Scan the entries below for the word "would". Copy each line that has it.

(Entries from a dataset)

<<<<

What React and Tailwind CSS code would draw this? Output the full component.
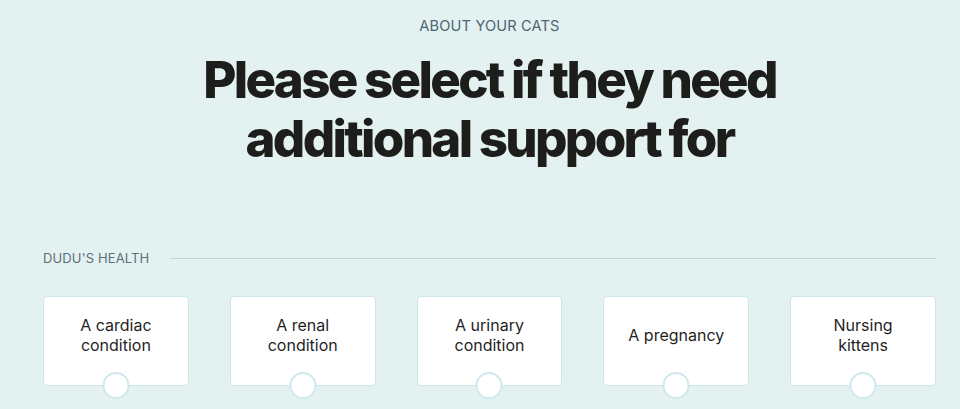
const options = [
  ["A cardiac", "condition"],
  ["A renal", "condition"],
  ["A urinary", "condition"],
  ["A pregnancy"],
  ["Nursing", "kittens"],
];

function OptionCard({ lines }) {
  return (
    <div className="relative h-[90px] rounded-[4px] border border-[#cde6ec] bg-white flex items-center justify-center pb-[13px]">
      <p className="text-center text-[16px] leading-[20px] text-[#1f1f1f]">
        {lines.map((l, i) => (
          <span key={i} className="block">{l}</span>
        ))}
      </p>
      <span className="absolute left-1/2 -bottom-[14px] -translate-x-1/2 w-[27px] h-[27px] rounded-full bg-white border-2 border-[#cfe8ee]" />
    </div>
  );
}

export default function App() {
  return (
    <div
      className="w-[960px] h-[409px] overflow-hidden bg-[#e3f1f1]"
      style={{ fontFamily: "Inter, 'Liberation Sans', sans-serif" }}
    >
      <div className="ml-[43px] w-[893px]">
        <p className="pt-[16px] text-center text-[14.6px] leading-[20px] tracking-[0.01em] text-[#4d6572]">
          ABOUT YOUR CATS
        </p>
        <h1 className="mt-[14px] text-center text-[51px] leading-[59px] font-extrabold tracking-[-0.053em] text-[#1d1d1b]">
          Please select if they need
          <br />
          additional support for
        </h1>
        <div className="mt-[82px] flex items-center gap-[21px]">
          <span className="text-[13px] leading-[16px] text-[#5b6f7b] tracking-[0.01em]">DUDU'S HEALTH</span>
          <div className="flex-1 h-px bg-[#bcd5d8]" />
        </div>
        <div className="mt-[30px] grid grid-cols-5 gap-[41px]">
          {options.map((lines, i) => (
            <OptionCard key={i} lines={lines} />
          ))}
        </div>
      </div>
    </div>
  );
}
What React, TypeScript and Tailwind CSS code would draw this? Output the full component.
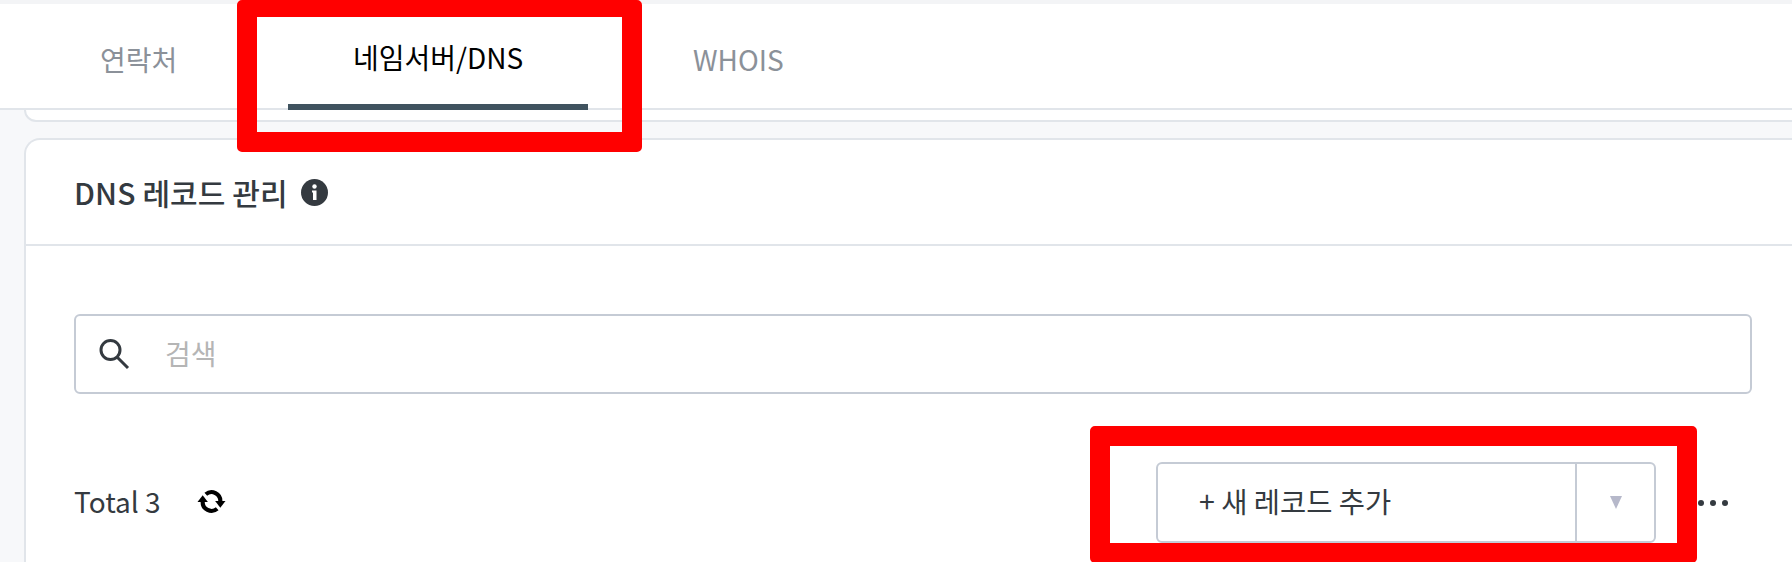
import React from "react";

const SearchIcon = () => (
  <svg width="32" height="32" viewBox="0 0 32 32" fill="none" stroke="#343a40" strokeWidth="3">
    <circle cx="12.5" cy="12" r="9.5" />
    <path d="M19 19 L30 30" />
  </svg>
);

const InfoIcon = () => (
  <svg width="27" height="27" viewBox="0 0 27 27">
    <circle cx="13.5" cy="13.5" r="13.5" fill="#343a40" />
    <circle cx="13.5" cy="7.5" r="2.2" fill="#fff" />
    <path d="M11 11.5 H15.5 V21 H12 V13.5 H11 Z" fill="#fff" />
  </svg>
);

const RefreshIcon = () => (
  <svg width="29" height="25" viewBox="0 0 28 24" fill="none" stroke="#000" strokeWidth="4">
    <path d="M19.5 19 A8.5 8.5 0 0 1 5.5 12" />
    <path d="M8.5 5 A8.5 8.5 0 0 1 22.5 12" />
    <path d="M0.5 12.5 H10.5 L5.5 6 Z" fill="#000" stroke="none" />
    <path d="M17.5 11.5 H27.5 L22.5 18 Z" fill="#000" stroke="none" />
  </svg>
);

const App = () => {
  return (
    <div className="relative h-[562px] w-[1792px] overflow-hidden bg-[#f7f8fa] font-['Noto_Sans_CJK_KR','Noto_Sans',sans-serif]">
      <div className="h-1 bg-[#f3f4f6]" />

      {/* tabs */}
      <div className="flex h-[106px] items-start border-b-2 border-[#e1e5ea] bg-white pl-[100px] text-[28px]">
        <div className="flex h-[104px] w-[188px] items-center pt-[6px] text-[#8b9199]">연락처</div>
        <div className="flex h-[106px] w-[300px] items-center justify-center border-b-[6px] border-[#40535f] pt-[6px] text-black">
          네임서버/DNS
        </div>
        <div className="ml-[105px] flex h-[104px] items-center pt-[6px] text-[#8b9199]">WHOIS</div>
      </div>

      <div className="ml-6">
        {/* bottom edge of the card above */}
        <div className="-mr-5 h-3 rounded-b-2xl border-x-2 border-b-2 border-[#e1e5ea] bg-white" />

        <div className="mt-4 h-[500px] rounded-tl-2xl border-l-2 border-t-2 border-[#e1e5ea] bg-white">
          <div className="flex h-[106px] items-center gap-[13px] border-b-2 border-[#e1e5ea] pl-12 text-[30px] font-medium tracking-[0.1px] text-[#343a40]">
            DNS 레코드 관리
            <InfoIcon />
          </div>

          <div className="pl-12 pr-10 pt-[68px]">
            <div className="flex h-[80px] items-center rounded-md border-2 border-[#c5cbd5] pl-[22px] text-[28px] text-[#b5b5b5]">
              <SearchIcon />
              <span className="ml-[35px] pb-[3px]">검색</span>
            </div>

            <div className="mt-[68px] flex h-[81px] items-center text-[28px] text-[#343a40]">
              <span className="pb-[4px]">Total 3</span>
              <span className="ml-9 pb-[2px]">
                <RefreshIcon />
              </span>
              <div className="ml-auto flex h-[81px] w-[500px] rounded-md border-2 border-[#c5cbd5]">
                <div className="flex flex-1 items-center pb-[3px] pl-[41px] text-[28.5px]">+ 새 레코드 추가</div>
                <div className="flex w-[79px] items-center justify-center border-l-2 border-[#c5cbd5]">
                  <div className="h-0 w-0 border-x-[6px] border-t-[13px] border-x-transparent border-t-[#b6b8ca]" />
                </div>
              </div>
              <div className="ml-[42px] mr-[24px] flex gap-[6px]">
                <div className="h-[6px] w-[6px] rounded-full bg-[#343a40]" />
                <div className="h-[6px] w-[6px] rounded-full bg-[#343a40]" />
                <div className="h-[6px] w-[6px] rounded-full bg-[#343a40]" />
              </div>
            </div>
          </div>
        </div>
      </div>

      {/* red annotation boxes */}
      <div className="absolute left-[237px] top-0 h-[152px] w-[405px] rounded-[5px] border-x-[20px] border-b-[20px] border-t-[17px] border-[#ff0000]" />
      <div className="absolute left-[1090px] top-[426px] h-[137px] w-[607px] rounded-[5px] border-[20px] border-[#ff0000]" />
    </div>
  );
};

export default App;
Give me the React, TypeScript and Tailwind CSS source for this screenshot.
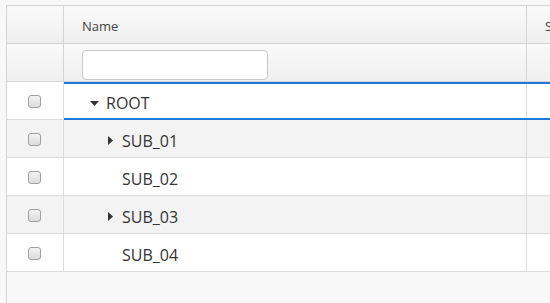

>>>>

▸ **REPLY**:
What React and Tailwind CSS code would draw this? Output the full component.
What React, TypeScript and Tailwind CSS code would draw this? Output the full component.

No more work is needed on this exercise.